Supplied data:
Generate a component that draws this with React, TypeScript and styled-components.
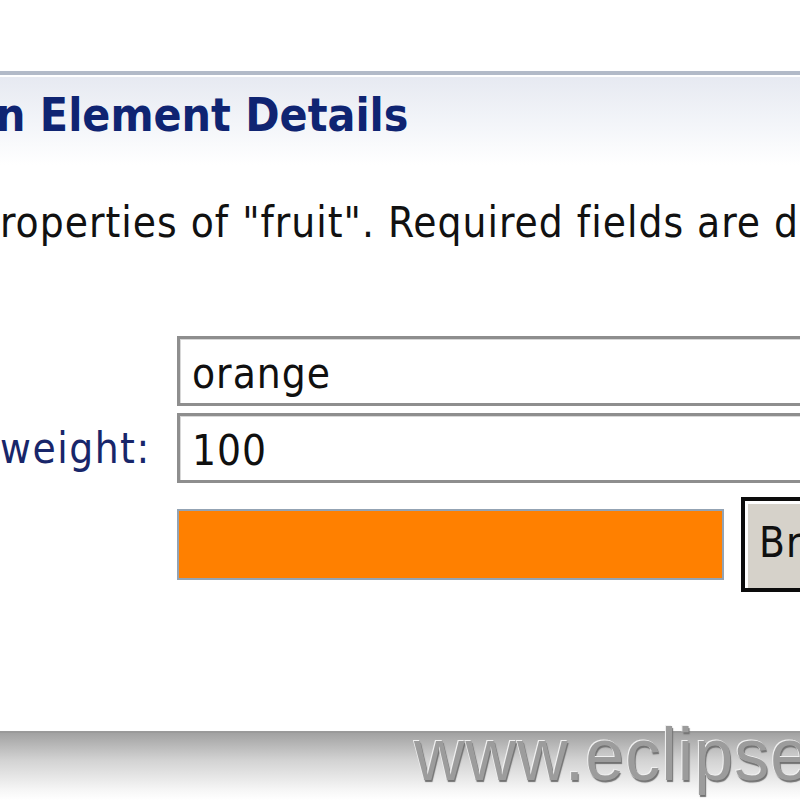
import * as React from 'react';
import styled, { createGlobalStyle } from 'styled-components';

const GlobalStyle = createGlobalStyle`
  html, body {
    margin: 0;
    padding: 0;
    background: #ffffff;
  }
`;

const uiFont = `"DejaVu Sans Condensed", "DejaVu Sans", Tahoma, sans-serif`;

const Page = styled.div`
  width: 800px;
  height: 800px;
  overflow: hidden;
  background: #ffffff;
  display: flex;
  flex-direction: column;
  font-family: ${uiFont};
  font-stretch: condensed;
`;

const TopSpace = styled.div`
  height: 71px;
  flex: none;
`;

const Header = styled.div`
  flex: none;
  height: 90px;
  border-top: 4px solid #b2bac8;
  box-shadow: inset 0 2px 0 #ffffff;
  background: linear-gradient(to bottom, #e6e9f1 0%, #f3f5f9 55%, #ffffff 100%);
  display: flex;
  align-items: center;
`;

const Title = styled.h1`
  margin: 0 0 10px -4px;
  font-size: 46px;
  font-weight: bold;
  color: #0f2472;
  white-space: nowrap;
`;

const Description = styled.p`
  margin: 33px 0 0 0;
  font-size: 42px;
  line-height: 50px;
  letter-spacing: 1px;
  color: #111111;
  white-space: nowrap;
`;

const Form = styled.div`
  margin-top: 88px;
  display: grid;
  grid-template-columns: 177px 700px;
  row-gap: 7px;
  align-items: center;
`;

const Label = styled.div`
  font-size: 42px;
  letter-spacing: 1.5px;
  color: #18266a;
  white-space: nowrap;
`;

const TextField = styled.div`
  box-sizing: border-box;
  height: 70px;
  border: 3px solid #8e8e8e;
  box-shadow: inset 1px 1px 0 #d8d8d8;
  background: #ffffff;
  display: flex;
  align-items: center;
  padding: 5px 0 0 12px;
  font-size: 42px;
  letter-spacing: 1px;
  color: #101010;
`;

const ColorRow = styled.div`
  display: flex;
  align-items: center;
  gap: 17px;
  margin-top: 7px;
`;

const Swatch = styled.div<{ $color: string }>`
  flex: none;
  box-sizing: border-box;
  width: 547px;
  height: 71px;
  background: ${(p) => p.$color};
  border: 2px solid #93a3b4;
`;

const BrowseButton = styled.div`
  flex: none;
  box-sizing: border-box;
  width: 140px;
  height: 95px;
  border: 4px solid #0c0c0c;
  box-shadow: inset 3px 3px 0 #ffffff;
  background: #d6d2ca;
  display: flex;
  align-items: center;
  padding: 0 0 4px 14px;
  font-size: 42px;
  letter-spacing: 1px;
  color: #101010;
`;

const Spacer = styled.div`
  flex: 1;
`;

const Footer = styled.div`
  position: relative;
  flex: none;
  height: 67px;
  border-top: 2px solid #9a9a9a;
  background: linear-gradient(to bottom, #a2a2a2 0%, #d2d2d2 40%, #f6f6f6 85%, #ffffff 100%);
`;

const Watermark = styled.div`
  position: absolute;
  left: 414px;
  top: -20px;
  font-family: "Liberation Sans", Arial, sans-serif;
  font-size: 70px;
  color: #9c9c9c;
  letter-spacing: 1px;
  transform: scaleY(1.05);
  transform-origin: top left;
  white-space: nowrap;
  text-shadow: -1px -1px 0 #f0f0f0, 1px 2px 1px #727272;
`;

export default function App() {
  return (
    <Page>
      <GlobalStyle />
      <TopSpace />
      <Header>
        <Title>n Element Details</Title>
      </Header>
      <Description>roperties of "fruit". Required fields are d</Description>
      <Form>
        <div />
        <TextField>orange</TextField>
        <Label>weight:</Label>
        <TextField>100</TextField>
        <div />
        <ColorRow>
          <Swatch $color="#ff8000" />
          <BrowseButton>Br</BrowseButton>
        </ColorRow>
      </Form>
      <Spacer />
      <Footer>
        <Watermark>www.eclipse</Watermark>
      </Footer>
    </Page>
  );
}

What you are asked to do: All the lines above are to be given again exactly as they read, with the pictures removed.

Expected answer:
Generate a component that draws this with React, TypeScript and styled-components.
import * as React from 'react';
import styled, { createGlobalStyle } from 'styled-components';

const GlobalStyle = createGlobalStyle`
  html, body {
    margin: 0;
    padding: 0;
    background: #ffffff;
  }
`;

const uiFont = `"DejaVu Sans Condensed", "DejaVu Sans", Tahoma, sans-serif`;

const Page = styled.div`
  width: 800px;
  height: 800px;
  overflow: hidden;
  background: #ffffff;
  display: flex;
  flex-direction: column;
  font-family: ${uiFont};
  font-stretch: condensed;
`;

const TopSpace = styled.div`
  height: 71px;
  flex: none;
`;

const Header = styled.div`
  flex: none;
  height: 90px;
  border-top: 4px solid #b2bac8;
  box-shadow: inset 0 2px 0 #ffffff;
  background: linear-gradient(to bottom, #e6e9f1 0%, #f3f5f9 55%, #ffffff 100%);
  display: flex;
  align-items: center;
`;

const Title = styled.h1`
  margin: 0 0 10px -4px;
  font-size: 46px;
  font-weight: bold;
  color: #0f2472;
  white-space: nowrap;
`;

const Description = styled.p`
  margin: 33px 0 0 0;
  font-size: 42px;
  line-height: 50px;
  letter-spacing: 1px;
  color: #111111;
  white-space: nowrap;
`;

const Form = styled.div`
  margin-top: 88px;
  display: grid;
  grid-template-columns: 177px 700px;
  row-gap: 7px;
  align-items: center;
`;

const Label = styled.div`
  font-size: 42px;
  letter-spacing: 1.5px;
  color: #18266a;
  white-space: nowrap;
`;

const TextField = styled.div`
  box-sizing: border-box;
  height: 70px;
  border: 3px solid #8e8e8e;
  box-shadow: inset 1px 1px 0 #d8d8d8;
  background: #ffffff;
  display: flex;
  align-items: center;
  padding: 5px 0 0 12px;
  font-size: 42px;
  letter-spacing: 1px;
  color: #101010;
`;

const ColorRow = styled.div`
  display: flex;
  align-items: center;
  gap: 17px;
  margin-top: 7px;
`;

const Swatch = styled.div<{ $color: string }>`
  flex: none;
  box-sizing: border-box;
  width: 547px;
  height: 71px;
  background: ${(p) => p.$color};
  border: 2px solid #93a3b4;
`;

const BrowseButton = styled.div`
  flex: none;
  box-sizing: border-box;
  width: 140px;
  height: 95px;
  border: 4px solid #0c0c0c;
  box-shadow: inset 3px 3px 0 #ffffff;
  background: #d6d2ca;
  display: flex;
  align-items: center;
  padding: 0 0 4px 14px;
  font-size: 42px;
  letter-spacing: 1px;
  color: #101010;
`;

const Spacer = styled.div`
  flex: 1;
`;

const Footer = styled.div`
  position: relative;
  flex: none;
  height: 67px;
  border-top: 2px solid #9a9a9a;
  background: linear-gradient(to bottom, #a2a2a2 0%, #d2d2d2 40%, #f6f6f6 85%, #ffffff 100%);
`;

const Watermark = styled.div`
  position: absolute;
  left: 414px;
  top: -20px;
  font-family: "Liberation Sans", Arial, sans-serif;
  font-size: 70px;
  color: #9c9c9c;
  letter-spacing: 1px;
  transform: scaleY(1.05);
  transform-origin: top left;
  white-space: nowrap;
  text-shadow: -1px -1px 0 #f0f0f0, 1px 2px 1px #727272;
`;

export default function App() {
  return (
    <Page>
      <GlobalStyle />
      <TopSpace />
      <Header>
        <Title>n Element Details</Title>
      </Header>
      <Description>roperties of "fruit". Required fields are d</Description>
      <Form>
        <div />
        <TextField>orange</TextField>
        <Label>weight:</Label>
        <TextField>100</TextField>
        <div />
        <ColorRow>
          <Swatch $color="#ff8000" />
          <BrowseButton>Br</BrowseButton>
        </ColorRow>
      </Form>
      <Spacer />
      <Footer>
        <Watermark>www.eclipse</Watermark>
      </Footer>
    </Page>
  );
}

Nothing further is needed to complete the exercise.